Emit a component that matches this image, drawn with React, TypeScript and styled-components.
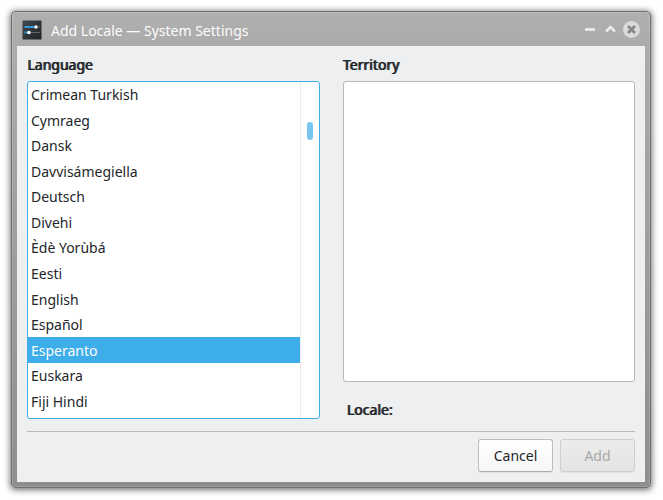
import React, { useState } from 'react';
import styled, { createGlobalStyle } from 'styled-components';

const GlobalStyle = createGlobalStyle`
  *, *::before, *::after { box-sizing: border-box; }
  body {
    margin: 0;
    background: #fff;
    color: #232629;
    font: 14px/20px 'Noto Sans', sans-serif;
  }
  button { font: inherit; color: inherit; }
`;

const Desktop = styled.main`
  display: flex;
  min-height: 100vh;
  padding: 11px 12px 12px 11px;
`;

const Window = styled.section`
  flex: 1;
  min-width: 0;
  display: flex;
  flex-direction: column;
  padding: 0 5px 5px;
  border: 1px solid #707070;
  border-radius: 4px;
  background: linear-gradient(#b0b0b0, #ababab 34px, #8e8e8e);
  box-shadow: inset 0 0 0 1px rgba(255, 255, 255, 0.15), 0 1px 6px 1px rgba(0, 0, 0, 0.55);
`;

const TitleBar = styled.header`
  display: flex;
  align-items: center;
  height: 34px;
  padding: 2px 4px 0 5px;
  color: #fcfcfc;
`;

const AppIcon = styled.svg`
  flex: none;
  width: 20px;
  height: 20px;
  margin-right: 9px;
`;

const Title = styled.h1`
  flex: 1;
  margin: 0;
  padding-top: 1px;
  font-size: 14px;
  font-weight: 400;
`;

const Controls = styled.div`
  display: flex;
  gap: 3px;
`;

const ControlButton = styled.button`
  display: block;
  width: 18px;
  height: 18px;
  padding: 0;
  border: 0;
  background: none;
  svg { display: block; }
`;

const Body = styled.div`
  flex: 1;
  display: flex;
  flex-direction: column;
  padding: 8px 10px 10px;
  border: solid #f3f4f5;
  border-width: 1px 0 0;
  background: #eeeff1;
`;

const Columns = styled.div`
  flex: 1;
  display: grid;
  grid-template-columns: 1fr 1fr;
  gap: 23px;
`;

const Column = styled.div`
  display: flex;
  flex-direction: column;
  min-width: 0;
`;

const Heading = styled.h2`
  margin: 0 0 6px;
  font-size: 14px;
  line-height: 20px;
  font-weight: 400;
  text-shadow: 1px 0 0 currentColor;
`;

const Panel = styled.div<{ $focused?: boolean }>`
  flex: 1;
  display: flex;
  border: 1px solid ${({ $focused }) => ($focused ? '#3daee9' : '#b9babb')};
  border-radius: 3px;
  background: #fff;
  overflow: hidden;
`;

const Options = styled.ul`
  flex: 1;
  display: grid;
  grid-auto-rows: 1fr;
  margin: 0;
  padding: 0 0 4px;
  list-style: none;
`;

const OptionButton = styled.button<{ $selected: boolean }>`
  display: block;
  width: 100%;
  height: 100%;
  padding: 1px 3px 0;
  border: 0;
  text-align: left;
  background: ${({ $selected }) => ($selected ? '#3daee9' : 'transparent')};
  color: ${({ $selected }) => ($selected ? '#fcfcfc' : '#232629')};
`;

const ScrollTrack = styled.div`
  width: 19px;
  padding: 40px 6px 0;
  border-left: 1px solid #ededee;
`;

const ScrollThumb = styled.div`
  height: 18px;
  border-radius: 3px;
  background: #77c4ee;
`;

const LocaleLabel = styled.p`
  margin: 0;
  padding: 18px 4px 0;
  height: 37px;
  line-height: 20px;
  text-shadow: 1px 0 0 currentColor;
`;

const Footer = styled.footer`
  display: flex;
  justify-content: flex-end;
  gap: 7px;
  margin-top: 12px;
  padding-top: 7px;
  border-top: 1px solid #b9babc;
`;

const PushButton = styled.button`
  width: 75px;
  height: 33px;
  padding: 0;
  border: 1px solid #bcbdbe;
  border-bottom-color: #acadae;
  border-radius: 3px;
  background: linear-gradient(#fff, #f6f6f6);
  box-shadow: 0 1px 0 rgba(0, 0, 0, 0.06);
  &:disabled {
    border-color: #cdcecf;
    background: linear-gradient(#ececed, #e4e4e5);
    color: #a7a9aa;
  }
`;

const languages = [
  'Crimean Turkish', 'Cymraeg', 'Dansk', 'Davvisámegiella', 'Deutsch', 'Divehi', 'Èdè Yorùbá',
  'Eesti', 'English', 'Español', 'Esperanto', 'Euskara', 'Fiji Hindi',
];

function SettingsIcon() {
  return (
    <AppIcon viewBox="0 0 20 20" aria-hidden="true">
      <defs>
        <linearGradient id="tile" x1="0" y1="0" x2="1" y2="1">
          <stop offset="0" stopColor="#414850" />
          <stop offset="1" stopColor="#202326" />
        </linearGradient>
      </defs>
      <rect x="0.5" y="0.5" width="19" height="19" fill="url(#tile)" />
      <path d="M15 7h3M8 12.5h10" stroke="#60666c" strokeWidth="1.2" />
      <path d="M2.500 7h11.500M2.500 12.500h4.500" stroke="#309bd5" strokeWidth="2" />
      <circle cx="14" cy="7" r="1.7" fill="#fff" />
      <circle cx="7" cy="12.5" r="1.7" fill="#fff" />
    </AppIcon>
  );
}

export default function App() {
  const [selected, setSelected] = useState('Esperanto');
  return (
    <>
      <GlobalStyle />
      <Desktop>
        <Window aria-labelledby="window-title">
          <TitleBar>
            <SettingsIcon />
            <Title id="window-title">Add Locale — System Settings</Title>
            <Controls>
              <ControlButton aria-label="Minimize">
                <svg width="18" height="18" viewBox="0 0 18 18">
                  <path d="M4 8.500h10" stroke="#ececec" strokeWidth="2.600" />
                </svg>
              </ControlButton>
              <ControlButton aria-label="Maximize">
                <svg width="18" height="18" viewBox="0 0 18 18">
                  <path d="M4 10.500l4.500-4.500 4.500 4.500" fill="none" stroke="#ececec" strokeWidth="2.600" />
                </svg>
              </ControlButton>
              <ControlButton aria-label="Close">
                <svg width="18" height="18" viewBox="0 0 18 18">
                  <circle cx="8.5" cy="8.5" r="8.5" fill="#d9dada" />
                  <path d="M5 5l7 7M12 5l-7 7" stroke="#858686" strokeWidth="2.600" />
                </svg>
              </ControlButton>
            </Controls>
          </TitleBar>
          <Body>
            <Columns>
              <Column>
                <Heading id="language">Language</Heading>
                <Panel $focused>
                  <Options aria-labelledby="language">
                    {languages.map((name) => (
                      <li key={name}>
                        <OptionButton
                          $selected={name === selected}
                          aria-pressed={name === selected}
                          onClick={() => setSelected(name)}
                        >
                          {name}
                        </OptionButton>
                      </li>
                    ))}
                  </Options>
                  <ScrollTrack aria-hidden="true">
                    <ScrollThumb />
                  </ScrollTrack>
                </Panel>
              </Column>
              <Column>
                <Heading id="territory">Territory</Heading>
                <Panel role="group" aria-labelledby="territory" />
                <LocaleLabel>Locale:</LocaleLabel>
              </Column>
            </Columns>
            <Footer>
              <PushButton>Cancel</PushButton>
              <PushButton disabled>Add</PushButton>
            </Footer>
          </Body>
        </Window>
      </Desktop>
    </>
  );
}
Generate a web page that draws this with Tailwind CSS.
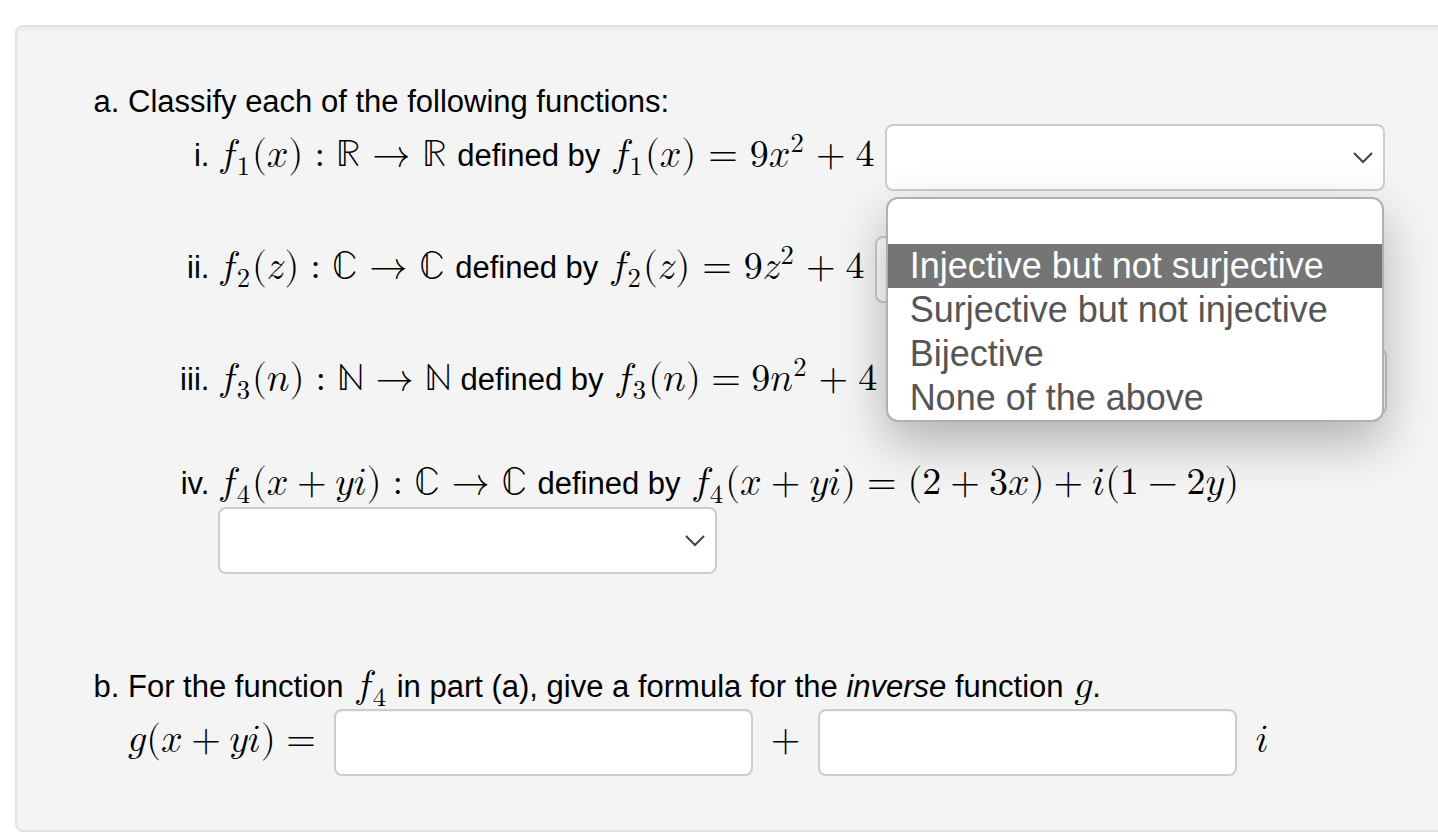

****************

Problem statement. Collect each line above holding the string "components".

Complete answer.
Emit a component that matches this image, drawn with React, TypeScript and styled-components.
import styled, { createGlobalStyle } from 'styled-components';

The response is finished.